Diaz-Balart recalled that under President George W. Bush he and other Cuban-Americans persuaded the administration to grant travel visas and asylum to Cuban doctors working overseas, helping drive a brain drain from the island.
“When something came up, we could call and they responded to us immediately,” he said.
But that changed under Obama, who Diaz-Balart said refused to meet with him as the administration used executive orders to lift some restrictions on travel, trade and investment and ended the so-called “wet-foot, dry foot” policy that allowed Cubans to stay and apply for legal residency if they reached U.S. soil.
Diaz-Balart and other Cuban-American lawmakers want U.S. policy to return to where things were before December 2014, citing what he says is the Castro government’s “brutal oppression.” Curbelo agrees about the return to earlier policies but does not oppose the easing of restrictions on travel that allow Cuban-Americans to more easily visit family back home.
Rep. Ileana Ros-Lehtinen, another Florida delegation member, declined to speak to The Associated Press but recently forwarded a letter to the Trump administration calling for a policy focused on “freedom, democracy, the rule of law and respect for human rights” that enforces sanctions written into U.S. law. Sen. Marco Rubio, who also declined an interview request, has criticized what he calls Obama’s “failed Cuba policy,” and recently said he expected Trump would reverse the previous administration’s order halting the asylum program for doctors.
During the presidential campaign, Trump was critical of the opening with the Castro government and said Obama wasn’t paying enough attention to human rights on the island. He promised to re-evaluate the agreements with Cuba and cancel those he doesn’t believe serve U.S. interests. He named several anti-Castro Cuban-Americans to his transition team, but has not yet said publicly whether he intends to reverse specific policies of his predecessor.

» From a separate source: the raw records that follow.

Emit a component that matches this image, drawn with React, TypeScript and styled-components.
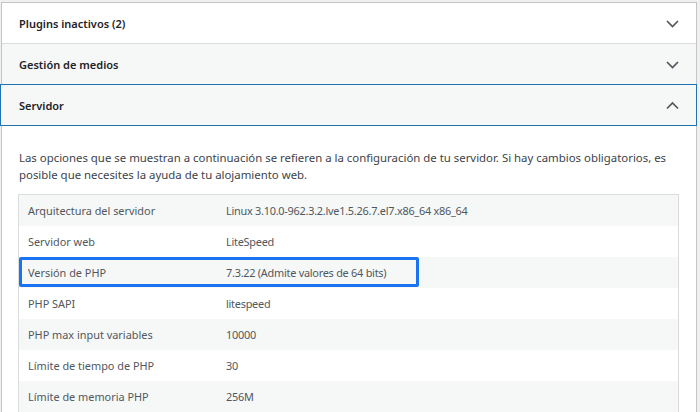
import React from "react";
import styled, { createGlobalStyle } from "styled-components";

const Global = createGlobalStyle`
  html, body { margin: 0; padding: 0; background: #f0f0f1; }
  body { font-family: "Noto Sans", "Open Sans", "Liberation Sans", sans-serif; }
  * { box-sizing: border-box; }
`;

const Page = styled.div`
  padding: 2px 3px 0 1px;
  width: 700px;
  height: 412px;
  overflow: hidden;
`;

const Panel = styled.div`
  background: #fff;
  border: 1px solid #c3c4c7;
  border-bottom: none;
  min-height: 420px;
`;

const Header = styled.div<{ $bg: string; $active?: boolean }>`
  display: flex;
  align-items: center;
  justify-content: space-between;
  height: ${(p) => (p.$active ? "42px" : "41px")};
  padding: 0 17px 0 17px;
  background: ${(p) => p.$bg};
  border-bottom: 1px solid #dcdcde;
  font-size: 11px;
  font-weight: 600;
  color: #1d2327;
  ${(p) =>
    p.$active &&
    `
    border: 1px solid #2271b1;
    margin: -1px -1px 0 -2px;
    padding-left: 18px;
    padding-right: 17px;
    position: relative;
  `}
`;

const Chevron = styled.svg`
  width: 13px;
  height: 13px;
  flex: none;
`;

const Content = styled.div`
  padding: 24px 16px 0 16px;
`;

const Description = styled.p`
  margin: 0 0 11px 1px;
  font-size: 11.4px;
  line-height: 16.6px;
  color: #3c434a;
`;

const Table = styled.div`
  border: 1px solid #dcdcde;
  border-bottom: none;
  margin-right: 1px;
`;

const Row = styled.div<{ $alt: boolean }>`
  position: relative;
  display: grid;
  grid-template-columns: 198px 1fr;
  align-items: center;
  height: 31px;
  background: ${(p) => (p.$alt ? "#f6f7f7" : "#fff")};
  font-size: 10.9px;
  color: #50575e;
`;

const Cell = styled.div`
  padding-left: 9px;
  white-space: nowrap;
`;

const ValueCell = styled(Cell)`
  letter-spacing: -0.25px;
`;

const Highlight = styled.div`
  position: absolute;
  left: 0;
  top: 0;
  width: 400px;
  height: 30px;
  border: 3px solid #1a73f0;
  border-radius: 2px;
  pointer-events: none;
`;

const ChevronIcon = ({ up }: { up?: boolean }) => (
  <Chevron viewBox="0 0 13 13">
    <path
      d={up ? "M1 9.5 L6.5 4 L12 9.5" : "M1 4 L6.5 9.5 L12 4"}
      fill="none"
      stroke="#50575e"
      strokeWidth="1.7"
    />
  </Chevron>
);

const rows: [string, string][] = [
  ["Arquitectura del servidor", "Linux 3.10.0-962.3.2.lve1.5.26.7.el7.x86_64 x86_64"],
  ["Servidor web", "LiteSpeed"],
  ["Versión de PHP", "7.3.22 (Admite valores de 64 bits)"],
  ["PHP SAPI", "litespeed"],
  ["PHP max input variables", "10000"],
  ["Límite de tiempo de PHP", "30"],
  ["Límite de memoria PHP", "256M"],
];

export default function App() {
  return (
    <>
      <Global />
      <Page>
        <Panel>
          <Header $bg="#fff">
            <span>Plugins inactivos (2)</span>
            <ChevronIcon />
          </Header>
          <Header $bg="#f6f7f7">
            <span>Gestión de medios</span>
            <ChevronIcon />
          </Header>
          <Header $bg="#f6f7f7" $active>
            <span>Servidor</span>
            <ChevronIcon up />
          </Header>
          <Content>
            <Description>
              Las opciones que se muestran a continuación se refieren a la configuración de tu servidor. Si hay cambios obligatorios, es posible que necesites la ayuda de tu alojamiento web.
            </Description>
            <Table>
              {rows.map(([k, v], i) => (
                <Row key={k} $alt={i % 2 === 0}>
                  <Cell>{k}</Cell>
                  <ValueCell>{v}</ValueCell>
                  {i === 2 && <Highlight />}
                </Row>
              ))}
            </Table>
          </Content>
        </Panel>
      </Page>
    </>
  );
}
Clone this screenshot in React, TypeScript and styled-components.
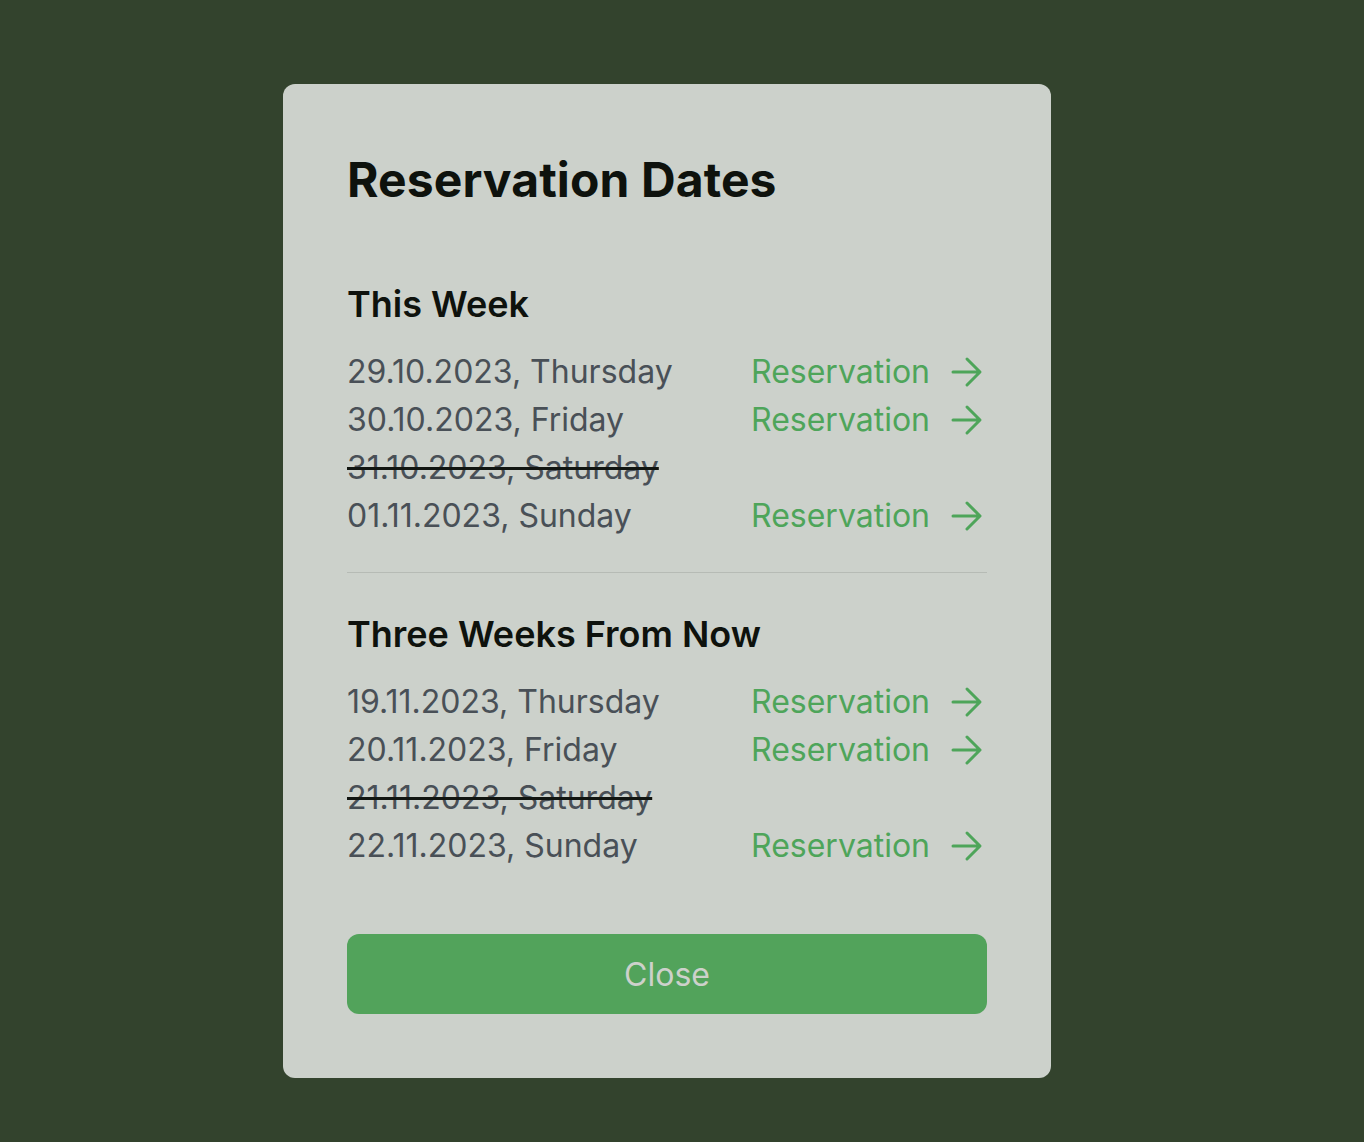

Some supporters of the opening with Cuba see reason for optimism. James Williams, head of Engage Cuba, a corporate-backed bipartisan group that supports improving ties to the island, said Trump may not want to reverse what he sees as the “positive progress” of the last three years.
“We have seen more positive progress in Cuba over the last two years than the last 55 years combined,” said Williams, adding that a thorough review of current policy should show the Trump administration the advantages of moving toward normalization.
Diaz-Balart and Curbelo said the meetings they and others have had with officials from the new administration, as well as Secretary of State Rex Tillerson’s confirmation hearings, have given them hope that Obama’s executive orders restoring relations with Cuba would be reversed. “Without a doubt, the days of those orders are numbered,” Diaz-Balart said.
Even though Ros-Lehtinen and Curbelo did not endorse Trump, some believe they, like Diaz-Balart and Curbelo, will have significant influence on the new administration.
“They are going to be the guides of the policy toward Cuba,” said Sebastian Arcos, associate director of the Cuban Research Institute at Florida International University.
Frank Mora, who was deputy assistant secretary of defense for the Western Hemisphere under Obama, agreed: “Trump is going to go back to handing the foreign policy of the U.S. toward Cuba to the Cuban-American legislators.”